THE EXERCISE
Extract every line that includes the string "components".

DATA LINES
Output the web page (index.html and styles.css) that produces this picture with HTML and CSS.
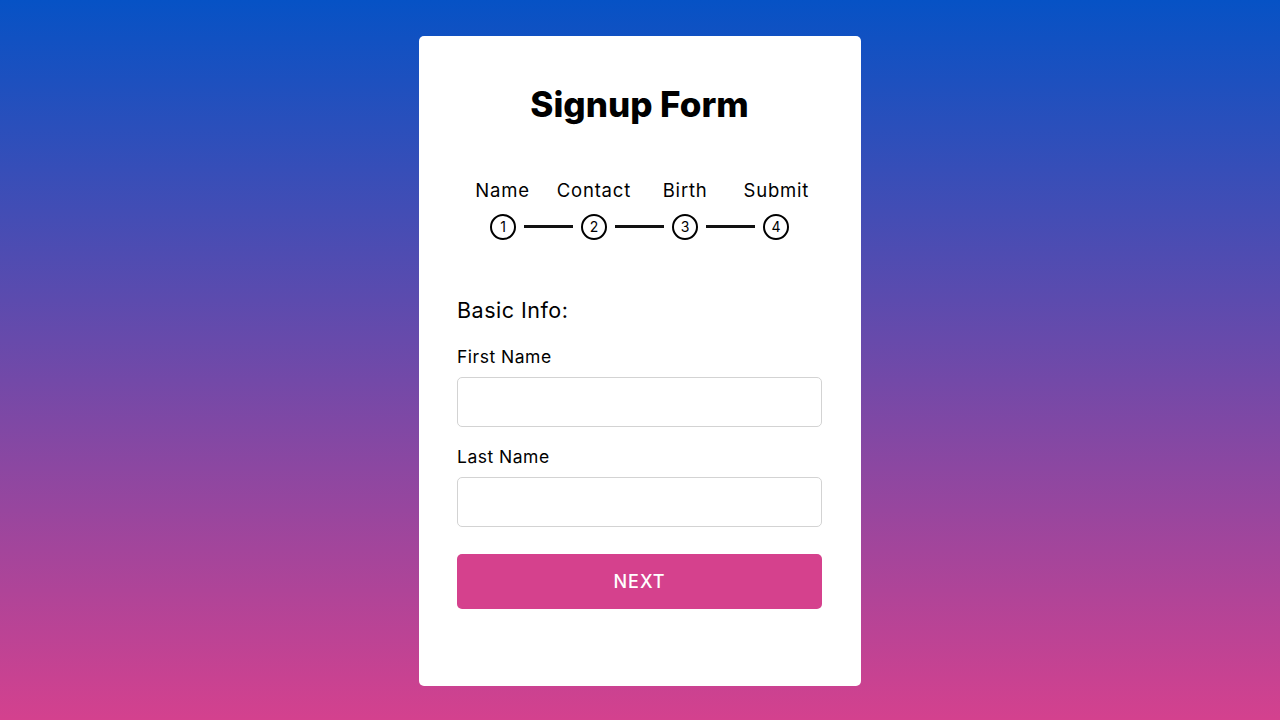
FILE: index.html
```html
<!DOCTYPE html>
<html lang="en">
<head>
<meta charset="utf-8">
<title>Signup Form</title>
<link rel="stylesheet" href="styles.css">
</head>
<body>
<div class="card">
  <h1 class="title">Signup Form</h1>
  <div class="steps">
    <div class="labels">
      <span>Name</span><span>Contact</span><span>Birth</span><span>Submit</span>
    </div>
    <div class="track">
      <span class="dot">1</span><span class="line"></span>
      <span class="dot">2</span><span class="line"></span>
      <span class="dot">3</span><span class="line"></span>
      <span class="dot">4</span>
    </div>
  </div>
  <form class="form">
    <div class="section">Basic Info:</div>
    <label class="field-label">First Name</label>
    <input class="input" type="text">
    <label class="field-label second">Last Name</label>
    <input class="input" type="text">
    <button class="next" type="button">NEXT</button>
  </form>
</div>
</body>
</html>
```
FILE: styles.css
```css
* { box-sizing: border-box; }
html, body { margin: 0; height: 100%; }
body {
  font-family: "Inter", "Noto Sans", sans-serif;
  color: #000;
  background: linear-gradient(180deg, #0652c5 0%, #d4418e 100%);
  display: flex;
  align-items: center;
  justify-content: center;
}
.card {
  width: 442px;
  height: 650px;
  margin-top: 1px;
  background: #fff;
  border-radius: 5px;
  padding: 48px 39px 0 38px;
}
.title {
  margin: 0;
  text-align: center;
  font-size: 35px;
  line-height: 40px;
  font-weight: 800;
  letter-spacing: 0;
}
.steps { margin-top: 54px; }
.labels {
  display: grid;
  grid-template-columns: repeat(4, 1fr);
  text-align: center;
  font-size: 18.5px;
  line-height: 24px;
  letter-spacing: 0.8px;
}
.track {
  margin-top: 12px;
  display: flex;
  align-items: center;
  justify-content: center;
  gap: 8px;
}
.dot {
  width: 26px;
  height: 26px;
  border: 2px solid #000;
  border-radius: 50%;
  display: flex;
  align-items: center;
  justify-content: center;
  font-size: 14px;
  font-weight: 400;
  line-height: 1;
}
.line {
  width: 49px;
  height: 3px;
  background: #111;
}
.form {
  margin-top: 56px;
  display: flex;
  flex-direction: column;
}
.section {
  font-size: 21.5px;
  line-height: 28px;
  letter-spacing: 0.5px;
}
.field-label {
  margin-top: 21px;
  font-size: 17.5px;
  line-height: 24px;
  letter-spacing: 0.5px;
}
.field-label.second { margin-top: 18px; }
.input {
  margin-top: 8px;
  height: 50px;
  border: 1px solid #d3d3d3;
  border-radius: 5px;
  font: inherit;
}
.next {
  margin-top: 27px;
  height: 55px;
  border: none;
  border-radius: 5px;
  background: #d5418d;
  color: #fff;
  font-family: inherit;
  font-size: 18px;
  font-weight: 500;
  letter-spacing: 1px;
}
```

...

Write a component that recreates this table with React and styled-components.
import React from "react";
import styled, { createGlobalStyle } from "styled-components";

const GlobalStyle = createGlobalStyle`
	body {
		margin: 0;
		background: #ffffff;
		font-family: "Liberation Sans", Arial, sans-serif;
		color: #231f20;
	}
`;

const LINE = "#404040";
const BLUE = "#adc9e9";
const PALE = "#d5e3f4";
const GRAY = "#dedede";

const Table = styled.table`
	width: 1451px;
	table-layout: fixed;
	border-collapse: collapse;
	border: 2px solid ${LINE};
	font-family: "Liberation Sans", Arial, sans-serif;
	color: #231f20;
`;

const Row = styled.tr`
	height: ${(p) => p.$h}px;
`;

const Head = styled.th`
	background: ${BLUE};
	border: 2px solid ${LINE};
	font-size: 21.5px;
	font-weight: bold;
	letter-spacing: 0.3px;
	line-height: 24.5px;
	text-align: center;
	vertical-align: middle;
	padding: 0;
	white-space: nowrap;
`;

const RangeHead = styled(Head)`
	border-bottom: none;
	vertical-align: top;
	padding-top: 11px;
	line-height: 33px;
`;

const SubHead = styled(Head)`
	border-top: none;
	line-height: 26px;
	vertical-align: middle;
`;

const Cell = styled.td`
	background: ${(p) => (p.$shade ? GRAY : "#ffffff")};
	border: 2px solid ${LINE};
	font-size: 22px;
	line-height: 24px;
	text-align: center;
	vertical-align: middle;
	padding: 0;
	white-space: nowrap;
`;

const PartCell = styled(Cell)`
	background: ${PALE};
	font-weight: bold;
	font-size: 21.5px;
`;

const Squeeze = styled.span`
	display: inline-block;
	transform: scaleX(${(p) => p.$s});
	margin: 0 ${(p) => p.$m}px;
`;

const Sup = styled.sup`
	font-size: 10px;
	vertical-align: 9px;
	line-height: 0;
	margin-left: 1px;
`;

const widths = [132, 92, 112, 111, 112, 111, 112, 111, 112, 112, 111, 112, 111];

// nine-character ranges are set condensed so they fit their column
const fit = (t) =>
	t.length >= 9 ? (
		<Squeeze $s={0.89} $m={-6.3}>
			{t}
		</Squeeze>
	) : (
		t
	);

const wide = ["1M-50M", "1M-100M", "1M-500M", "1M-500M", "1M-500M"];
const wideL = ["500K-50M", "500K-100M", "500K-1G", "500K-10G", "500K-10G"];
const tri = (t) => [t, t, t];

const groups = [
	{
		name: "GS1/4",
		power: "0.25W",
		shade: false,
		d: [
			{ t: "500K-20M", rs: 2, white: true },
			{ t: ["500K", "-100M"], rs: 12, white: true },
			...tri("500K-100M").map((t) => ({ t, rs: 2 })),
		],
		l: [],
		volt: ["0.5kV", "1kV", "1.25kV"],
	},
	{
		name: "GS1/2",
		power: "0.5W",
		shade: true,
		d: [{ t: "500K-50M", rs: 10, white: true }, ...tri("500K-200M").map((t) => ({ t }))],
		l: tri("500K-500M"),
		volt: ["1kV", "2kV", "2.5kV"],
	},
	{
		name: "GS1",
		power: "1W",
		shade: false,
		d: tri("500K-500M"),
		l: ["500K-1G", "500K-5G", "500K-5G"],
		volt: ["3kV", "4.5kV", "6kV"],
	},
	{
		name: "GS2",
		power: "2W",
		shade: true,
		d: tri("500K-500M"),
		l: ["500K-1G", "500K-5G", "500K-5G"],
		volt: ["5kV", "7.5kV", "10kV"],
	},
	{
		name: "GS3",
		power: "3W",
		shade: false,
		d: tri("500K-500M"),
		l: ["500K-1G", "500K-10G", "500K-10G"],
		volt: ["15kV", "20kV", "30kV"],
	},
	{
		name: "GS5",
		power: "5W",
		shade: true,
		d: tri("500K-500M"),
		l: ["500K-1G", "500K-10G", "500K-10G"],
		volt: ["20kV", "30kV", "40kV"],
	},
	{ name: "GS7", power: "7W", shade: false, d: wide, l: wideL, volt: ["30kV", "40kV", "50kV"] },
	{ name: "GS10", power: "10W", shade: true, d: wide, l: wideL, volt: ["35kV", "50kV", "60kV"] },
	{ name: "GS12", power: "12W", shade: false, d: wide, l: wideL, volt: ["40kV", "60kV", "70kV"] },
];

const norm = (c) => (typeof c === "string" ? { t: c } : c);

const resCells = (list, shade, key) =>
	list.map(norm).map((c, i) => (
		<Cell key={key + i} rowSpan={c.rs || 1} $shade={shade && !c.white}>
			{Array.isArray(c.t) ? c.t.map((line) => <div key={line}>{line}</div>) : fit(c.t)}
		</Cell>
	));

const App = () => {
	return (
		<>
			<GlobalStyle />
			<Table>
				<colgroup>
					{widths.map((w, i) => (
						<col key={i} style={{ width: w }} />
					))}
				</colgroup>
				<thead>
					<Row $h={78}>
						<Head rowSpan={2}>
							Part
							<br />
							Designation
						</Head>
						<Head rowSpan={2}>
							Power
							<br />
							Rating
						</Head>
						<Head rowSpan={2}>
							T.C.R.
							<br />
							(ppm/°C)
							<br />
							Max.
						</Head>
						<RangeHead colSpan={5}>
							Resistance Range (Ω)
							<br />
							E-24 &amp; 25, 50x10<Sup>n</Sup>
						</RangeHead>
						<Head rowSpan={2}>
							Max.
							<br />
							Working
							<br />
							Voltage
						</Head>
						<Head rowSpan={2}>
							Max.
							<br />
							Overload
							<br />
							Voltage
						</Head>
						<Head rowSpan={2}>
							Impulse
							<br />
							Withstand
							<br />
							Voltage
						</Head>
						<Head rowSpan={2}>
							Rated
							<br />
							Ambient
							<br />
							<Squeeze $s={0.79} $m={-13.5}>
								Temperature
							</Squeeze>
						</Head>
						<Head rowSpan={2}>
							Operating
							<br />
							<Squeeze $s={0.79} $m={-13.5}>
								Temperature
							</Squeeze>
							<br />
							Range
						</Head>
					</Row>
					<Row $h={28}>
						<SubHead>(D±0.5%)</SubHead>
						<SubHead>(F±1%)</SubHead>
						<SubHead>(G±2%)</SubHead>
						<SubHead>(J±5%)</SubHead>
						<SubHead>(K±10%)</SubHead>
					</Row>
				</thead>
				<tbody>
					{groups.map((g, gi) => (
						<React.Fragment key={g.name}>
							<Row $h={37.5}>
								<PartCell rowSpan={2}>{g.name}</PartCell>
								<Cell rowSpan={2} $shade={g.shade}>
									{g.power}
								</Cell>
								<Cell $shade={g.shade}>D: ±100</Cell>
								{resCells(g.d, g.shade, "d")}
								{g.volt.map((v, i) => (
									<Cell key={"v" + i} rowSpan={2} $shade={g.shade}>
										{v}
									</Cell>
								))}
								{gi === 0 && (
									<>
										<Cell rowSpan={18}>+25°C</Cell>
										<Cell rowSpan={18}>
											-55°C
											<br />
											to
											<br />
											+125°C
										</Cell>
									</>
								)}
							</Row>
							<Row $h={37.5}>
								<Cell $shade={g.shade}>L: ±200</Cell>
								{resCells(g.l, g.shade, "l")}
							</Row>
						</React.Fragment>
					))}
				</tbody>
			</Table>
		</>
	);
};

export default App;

SOLUTION TO THE EXERCISE
Write a component that recreates this table with React and styled-components.
import styled, { createGlobalStyle } from "styled-components";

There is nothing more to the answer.